Once can see that it completed successfully. One can also try following

[oracle@ bin]$ ./emctl reload agent dynamicproperties  XXXPRD:rac_database
Oracle Enterprise Manager 11g Release 1 Grid Control 11.1.0.1.0
Copyright (c) 1996, 2010 Oracle Corporation.  All rights reserved.
---------------------------------------------------------------
EMD recompute dynprops completed successfully

Now try to collect the data for RESPONSE metric.

[oracle@tryprorarac2f bin]$ ./emctl control agent runCollection xxxPRD:rac_database Response
Oracle Enterprise Manager 11g Release 1 Grid Control 11.1.0.1.0
Copyright (c) 1996, 2010 Oracle Corporation. All rights reserved.
---------------------------------------------------------------
EMD runCollection error:
Response::Couldn't find collection item

So there was an error. I decided to go ahead and see, if that resolves the issue.

3). Follow the below steps from console

a) . make sure test connection in the target database page working fine.

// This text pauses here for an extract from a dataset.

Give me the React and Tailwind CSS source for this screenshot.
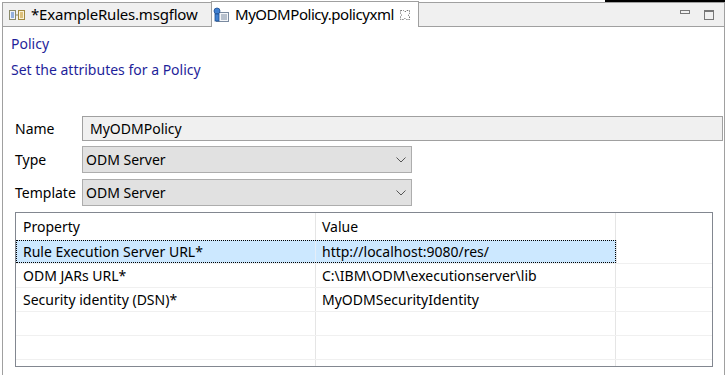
import React from "react";

function FlowIcon() {
  return (
    <svg width="16" height="10" viewBox="0 0 16 10" className="shrink-0">
      <rect x="0.5" y="0.5" width="6" height="9" fill="#eef3fb" stroke="#8a8a6a" />
      <rect x="9.5" y="0.5" width="6" height="9" fill="#fbf3d8" stroke="#a08a40" />
      <line x1="2" y1="3" x2="5" y2="3" stroke="#3a6fc0" />
      <line x1="2" y1="5" x2="5" y2="5" stroke="#3a6fc0" />
      <line x1="2" y1="7" x2="5" y2="7" stroke="#3a6fc0" />
      <line x1="11" y1="3" x2="14" y2="3" stroke="#c09020" />
      <line x1="11" y1="5" x2="14" y2="5" stroke="#c09020" />
      <line x1="11" y1="7" x2="14" y2="7" stroke="#c09020" />
      <line x1="7" y1="5" x2="9" y2="5" stroke="#8a8a6a" />
    </svg>
  );
}

function PolicyIcon() {
  return (
    <svg width="16" height="16" viewBox="0 0 16 16" className="shrink-0">
      <rect x="3.5" y="5.5" width="12" height="9" fill="#f4f6f9" stroke="#7a8aa0" />
      <line x1="8" y1="8" x2="14" y2="8" stroke="#7a8aa0" />
      <line x1="8" y1="10" x2="14" y2="10" stroke="#7a8aa0" />
      <line x1="8" y1="12" x2="14" y2="12" stroke="#7a8aa0" />
      <circle cx="4" cy="4" r="3" fill="#3f7fd0" stroke="#1f4f90" strokeWidth="0.8" />
      <rect x="2" y="7" width="4" height="7" fill="#3f7fd0" stroke="#1f4f90" strokeWidth="0.8" />
    </svg>
  );
}

function CloseIcon() {
  return (
    <svg width="12" height="12" viewBox="0 0 12 12" className="shrink-0">
      <path
        d="M1.5 1.5 L4.5 1.5 L6 3 L7.5 1.5 L10.5 1.5 L10.5 4.5 L9 6 L10.5 7.5 L10.5 10.5 L7.5 10.5 L6 9 L4.5 10.5 L1.5 10.5 L1.5 7.5 L3 6 L1.5 4.5 Z"
        fill="none"
        stroke="#777"
        strokeWidth="1"
        strokeDasharray="1.5 1"
      />
    </svg>
  );
}

function Chevron() {
  return (
    <svg width="10" height="6" viewBox="0 0 10 6">
      <path d="M0.5 0.5 L5 5 L9.5 0.5" fill="none" stroke="#555" strokeWidth="1" />
    </svg>
  );
}

const rows = [
  ["Rule Execution Server URL*", "http://localhost:9080/res/", true],
  ["ODM JARs URL*", "C:\\IBM\\ODM\\executionserver\\lib", false],
  ["Security identity (DSN)*", "MyODMSecurityIdentity", false],
  ["", "", false],
  ["", "", false],
];

export default function App() {
  return (
    <div
      className="w-[725px] h-[375px] bg-white relative overflow-hidden flex flex-col text-[14px] text-black"
      style={{ fontFamily: '"Noto Sans", "Open Sans", sans-serif' }}
    >
      <div className="absolute top-[0px] left-[605px] w-[120px] h-[2px] bg-black" />
      {/* tab bar */}
      <div className="h-[27px] flex items-end pl-[2px] shrink-0">
        <div className="w-[209px] h-[25px] bg-[#f0f0f0] border-t border-l border-b border-[#a0a0a0] flex items-center gap-[6px] pl-[6px] text-[15px]">
          <FlowIcon />
          <span className="leading-none tracking-[-0.2px]">*ExampleRules.msgflow</span>
        </div>
        <div className="w-[208px] h-[26px] bg-white border-t border-l border-r border-[#a0a0a0] flex items-center pl-[1px] text-[15px]">
          <PolicyIcon />
          <span className="leading-none ml-[6px] tracking-[-0.45px]">MyODMPolicy.policyxml</span>
          <span className="ml-[5px]">
            <CloseIcon />
          </span>
        </div>
        <div className="flex-1 h-[25px] bg-[#f0f0f0] border-t border-b border-r border-[#a0a0a0] flex items-center justify-end gap-[14px] pr-[10px]">
          <div className="w-[10px] h-[4px] border border-[#777] -mt-[6px]" />
          <div className="w-[10px] h-[10px] border border-[#777] border-t-2" />
        </div>
      </div>
      {/* content */}
      <div className="flex-1 ml-[2px] border-l border-r border-[#a0a0a0] flex flex-col">
        <div className="pl-[8px] pt-[7px] text-[#1f1f9a] text-[14px] flex flex-col gap-[6px]">
          <div className="h-[20px] leading-[20px]">Policy</div>
          <div className="h-[20px] leading-[20px]">Set the attributes for a Policy</div>
        </div>
        <div className="mt-[36px] pl-[12px] pr-[1px] flex flex-col">
          <div className="flex items-center h-[25px]">
            <div className="w-[67px]">Name</div>
            <div className="flex-1 h-[25px] bg-[#f0f0f0] border border-[#a0a0a0] flex items-center pl-[7px]">
              MyODMPolicy
            </div>
          </div>
          <div className="flex items-center h-[27px] mt-[5px]">
            <div className="w-[67px]">Type</div>
            <div className="w-[330px] h-[27px] bg-[#e1e1e1] border border-[#adadad] flex items-center justify-between pl-[3px] pr-[5px]">
              <span>ODM Server</span>
              <Chevron />
            </div>
          </div>
          <div className="flex items-center h-[27px] mt-[6px]">
            <div className="w-[67px]">Template</div>
            <div className="w-[330px] h-[27px] bg-[#e1e1e1] border border-[#adadad] flex items-center justify-between pl-[3px] pr-[5px]">
              <span>ODM Server</span>
              <Chevron />
            </div>
          </div>
          <div className="mt-[6px] w-[698px] h-[155px] border border-[#828790] flex flex-col overflow-hidden">
            <div className="flex h-[27px] shrink-0">
              <div className="w-[300px] flex items-center pl-[7px] border-r border-[#e5e5e5]">Property</div>
              <div className="w-[300px] flex items-center pl-[6px] border-r border-[#e5e5e5]">Value</div>
              <div className="flex-1" />
            </div>
            {rows.map(([p, v, sel], i) => (
              <div key={i} className="flex h-[24px] shrink-0 border-b border-[#f0f0f0]">
                <div
                  className={
                    sel
                      ? "w-[600px] flex bg-[#cce8ff] border border-dotted border-black"
                      : "w-[600px] flex"
                  }
                >
                  <div className={sel ? "w-[299px] flex items-center pl-[6px] border-r border-[#e5eef8]" : "w-[300px] flex items-center pl-[7px] border-r border-[#e5e5e5]"}>
                    {p}
                  </div>
                  <div className={sel ? "flex-1 flex items-center pl-[6px]" : "flex-1 flex items-center pl-[6px] border-r border-[#e5e5e5]"}>
                    {v}
                  </div>
                </div>
                <div className={sel ? "flex-1 border-l border-[#e5e5e5]" : "flex-1"} />
              </div>
            ))}
            <div className="flex flex-1">
              <div className="w-[300px] border-r border-[#e5e5e5]" />
              <div className="w-[300px] border-r border-[#e5e5e5]" />
            </div>
          </div>
        </div>
      </div>
    </div>
  );
}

click on "Targets/Databases"
select the database which is showing 'status pending'
click on "configure"
click on "test connection"
Make sure that the message "The connection test was successful" is received.

b). All Repository jobs are working fine
Click on setup
management services and repository
Repository Operations
check that the "Repository Scheduler Jobs Status" jobs are all running on schedule.

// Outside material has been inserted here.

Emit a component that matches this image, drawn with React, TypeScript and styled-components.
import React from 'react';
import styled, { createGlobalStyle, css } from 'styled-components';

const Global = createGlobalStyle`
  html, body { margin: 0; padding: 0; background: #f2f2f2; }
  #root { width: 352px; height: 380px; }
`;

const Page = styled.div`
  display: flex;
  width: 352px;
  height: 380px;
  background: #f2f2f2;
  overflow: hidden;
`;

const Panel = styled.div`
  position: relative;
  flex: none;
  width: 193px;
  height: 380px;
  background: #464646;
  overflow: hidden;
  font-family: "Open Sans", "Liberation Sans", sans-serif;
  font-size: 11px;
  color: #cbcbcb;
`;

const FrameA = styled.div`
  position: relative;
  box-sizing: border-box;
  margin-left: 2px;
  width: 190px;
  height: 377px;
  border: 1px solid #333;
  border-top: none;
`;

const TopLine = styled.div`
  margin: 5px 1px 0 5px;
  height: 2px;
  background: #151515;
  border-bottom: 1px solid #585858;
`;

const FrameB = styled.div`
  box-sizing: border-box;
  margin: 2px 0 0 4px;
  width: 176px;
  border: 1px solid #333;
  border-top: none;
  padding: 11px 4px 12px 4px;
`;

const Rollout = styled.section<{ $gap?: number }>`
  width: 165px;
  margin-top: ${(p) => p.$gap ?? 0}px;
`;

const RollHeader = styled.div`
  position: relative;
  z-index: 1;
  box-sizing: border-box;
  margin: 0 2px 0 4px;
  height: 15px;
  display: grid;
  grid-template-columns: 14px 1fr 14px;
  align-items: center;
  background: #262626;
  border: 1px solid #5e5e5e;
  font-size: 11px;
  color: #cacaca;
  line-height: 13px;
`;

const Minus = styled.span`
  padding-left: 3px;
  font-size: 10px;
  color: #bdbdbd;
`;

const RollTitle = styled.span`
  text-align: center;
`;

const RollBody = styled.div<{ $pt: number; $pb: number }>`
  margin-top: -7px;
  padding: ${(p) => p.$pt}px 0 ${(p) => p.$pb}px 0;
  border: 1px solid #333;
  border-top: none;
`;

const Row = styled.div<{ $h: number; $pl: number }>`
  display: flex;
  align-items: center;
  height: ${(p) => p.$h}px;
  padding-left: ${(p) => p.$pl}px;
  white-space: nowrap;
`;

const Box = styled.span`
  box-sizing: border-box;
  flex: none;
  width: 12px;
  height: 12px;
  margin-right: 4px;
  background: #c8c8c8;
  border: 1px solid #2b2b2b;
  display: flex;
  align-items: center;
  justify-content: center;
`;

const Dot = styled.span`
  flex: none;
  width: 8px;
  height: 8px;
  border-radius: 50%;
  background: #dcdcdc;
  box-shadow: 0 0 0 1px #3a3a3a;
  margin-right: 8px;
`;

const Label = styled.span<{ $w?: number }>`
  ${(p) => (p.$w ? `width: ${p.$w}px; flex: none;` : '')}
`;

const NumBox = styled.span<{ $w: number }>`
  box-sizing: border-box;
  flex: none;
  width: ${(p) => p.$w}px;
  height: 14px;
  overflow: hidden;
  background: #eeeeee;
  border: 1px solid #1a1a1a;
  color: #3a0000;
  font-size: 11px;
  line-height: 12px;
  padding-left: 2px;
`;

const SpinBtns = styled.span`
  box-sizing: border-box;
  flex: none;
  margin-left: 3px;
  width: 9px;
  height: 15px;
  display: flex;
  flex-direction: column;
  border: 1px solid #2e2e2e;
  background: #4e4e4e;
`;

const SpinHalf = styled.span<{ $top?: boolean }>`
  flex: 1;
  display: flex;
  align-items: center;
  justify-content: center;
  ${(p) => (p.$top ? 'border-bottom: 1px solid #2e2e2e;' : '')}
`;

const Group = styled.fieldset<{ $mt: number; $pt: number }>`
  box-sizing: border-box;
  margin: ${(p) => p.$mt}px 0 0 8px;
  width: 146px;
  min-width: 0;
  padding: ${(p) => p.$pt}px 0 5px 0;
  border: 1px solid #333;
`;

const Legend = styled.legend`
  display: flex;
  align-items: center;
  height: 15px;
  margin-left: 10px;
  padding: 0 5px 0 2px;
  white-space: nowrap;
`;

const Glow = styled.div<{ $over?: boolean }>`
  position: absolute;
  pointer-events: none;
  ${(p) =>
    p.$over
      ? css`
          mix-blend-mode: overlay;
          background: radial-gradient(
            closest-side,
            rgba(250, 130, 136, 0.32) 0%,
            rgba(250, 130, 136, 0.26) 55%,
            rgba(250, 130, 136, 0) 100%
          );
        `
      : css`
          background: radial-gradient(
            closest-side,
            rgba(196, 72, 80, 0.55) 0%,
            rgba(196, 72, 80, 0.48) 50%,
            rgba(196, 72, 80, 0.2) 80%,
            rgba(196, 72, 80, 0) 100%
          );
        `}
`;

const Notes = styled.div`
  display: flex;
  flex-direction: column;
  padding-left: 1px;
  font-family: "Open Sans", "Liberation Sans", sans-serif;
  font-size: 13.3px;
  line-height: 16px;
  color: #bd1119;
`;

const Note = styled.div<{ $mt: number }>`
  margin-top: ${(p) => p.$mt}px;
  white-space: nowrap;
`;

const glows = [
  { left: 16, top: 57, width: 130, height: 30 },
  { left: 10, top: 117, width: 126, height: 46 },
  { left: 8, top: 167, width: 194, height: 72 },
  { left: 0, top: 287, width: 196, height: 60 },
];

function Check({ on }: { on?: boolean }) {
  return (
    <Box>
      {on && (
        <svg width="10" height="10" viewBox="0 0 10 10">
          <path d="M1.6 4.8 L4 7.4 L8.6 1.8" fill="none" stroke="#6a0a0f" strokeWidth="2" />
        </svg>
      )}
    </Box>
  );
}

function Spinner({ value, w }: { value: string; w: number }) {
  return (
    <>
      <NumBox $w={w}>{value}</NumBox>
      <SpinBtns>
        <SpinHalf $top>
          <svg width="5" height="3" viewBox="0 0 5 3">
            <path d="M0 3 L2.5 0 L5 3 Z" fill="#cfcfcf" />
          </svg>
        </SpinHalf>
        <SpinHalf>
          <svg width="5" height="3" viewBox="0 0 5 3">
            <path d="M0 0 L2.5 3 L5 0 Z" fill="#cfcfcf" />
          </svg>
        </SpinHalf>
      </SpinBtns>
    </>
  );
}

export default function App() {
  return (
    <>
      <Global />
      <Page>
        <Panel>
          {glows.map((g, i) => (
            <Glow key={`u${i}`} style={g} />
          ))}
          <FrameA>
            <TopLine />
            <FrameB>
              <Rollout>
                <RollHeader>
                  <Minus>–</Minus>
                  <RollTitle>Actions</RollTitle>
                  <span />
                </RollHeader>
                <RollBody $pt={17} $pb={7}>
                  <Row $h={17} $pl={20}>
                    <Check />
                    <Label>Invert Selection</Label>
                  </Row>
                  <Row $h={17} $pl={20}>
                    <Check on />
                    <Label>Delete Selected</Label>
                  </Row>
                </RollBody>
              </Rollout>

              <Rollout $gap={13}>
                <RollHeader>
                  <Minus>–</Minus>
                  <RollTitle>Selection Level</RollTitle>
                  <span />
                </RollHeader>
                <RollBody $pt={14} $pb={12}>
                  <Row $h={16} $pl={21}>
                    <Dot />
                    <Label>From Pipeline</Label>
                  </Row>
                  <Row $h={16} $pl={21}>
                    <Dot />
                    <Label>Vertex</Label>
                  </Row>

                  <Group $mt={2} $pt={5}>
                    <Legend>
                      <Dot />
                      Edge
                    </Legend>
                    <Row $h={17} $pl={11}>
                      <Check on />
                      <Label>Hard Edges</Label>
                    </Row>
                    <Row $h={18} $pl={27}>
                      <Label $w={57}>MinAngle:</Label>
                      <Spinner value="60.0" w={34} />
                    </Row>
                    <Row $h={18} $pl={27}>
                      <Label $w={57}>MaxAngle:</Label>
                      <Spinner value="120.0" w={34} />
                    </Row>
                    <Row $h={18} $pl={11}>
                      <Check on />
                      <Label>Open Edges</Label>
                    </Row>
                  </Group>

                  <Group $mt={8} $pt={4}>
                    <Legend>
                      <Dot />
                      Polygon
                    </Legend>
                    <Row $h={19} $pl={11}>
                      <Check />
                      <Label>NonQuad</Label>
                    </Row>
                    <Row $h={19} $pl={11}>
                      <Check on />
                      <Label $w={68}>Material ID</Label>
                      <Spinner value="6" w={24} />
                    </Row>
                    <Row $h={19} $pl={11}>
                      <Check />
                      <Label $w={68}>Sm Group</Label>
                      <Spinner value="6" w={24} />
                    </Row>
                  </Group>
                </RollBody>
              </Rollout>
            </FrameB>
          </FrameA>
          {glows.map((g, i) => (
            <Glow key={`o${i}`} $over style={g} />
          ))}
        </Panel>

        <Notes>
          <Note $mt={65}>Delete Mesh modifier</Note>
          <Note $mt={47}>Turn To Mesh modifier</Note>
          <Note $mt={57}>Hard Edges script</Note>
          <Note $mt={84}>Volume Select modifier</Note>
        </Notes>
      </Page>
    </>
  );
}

Even after doing this, targets were not in monitored state. Meanwhile, researching on MOS, I came across one note suggesting that if there are targets on same node in black out that may also cause issue during collection of data. 
Taking a hint from this I ended black out on all the targets. Next did the upload from agent post clearstate and Bingo ...... I see that targets are now in green i.e. monitored..

Note - Even after this, if the issue still persists, then try to remove the target and add them back manually.  I will work after that.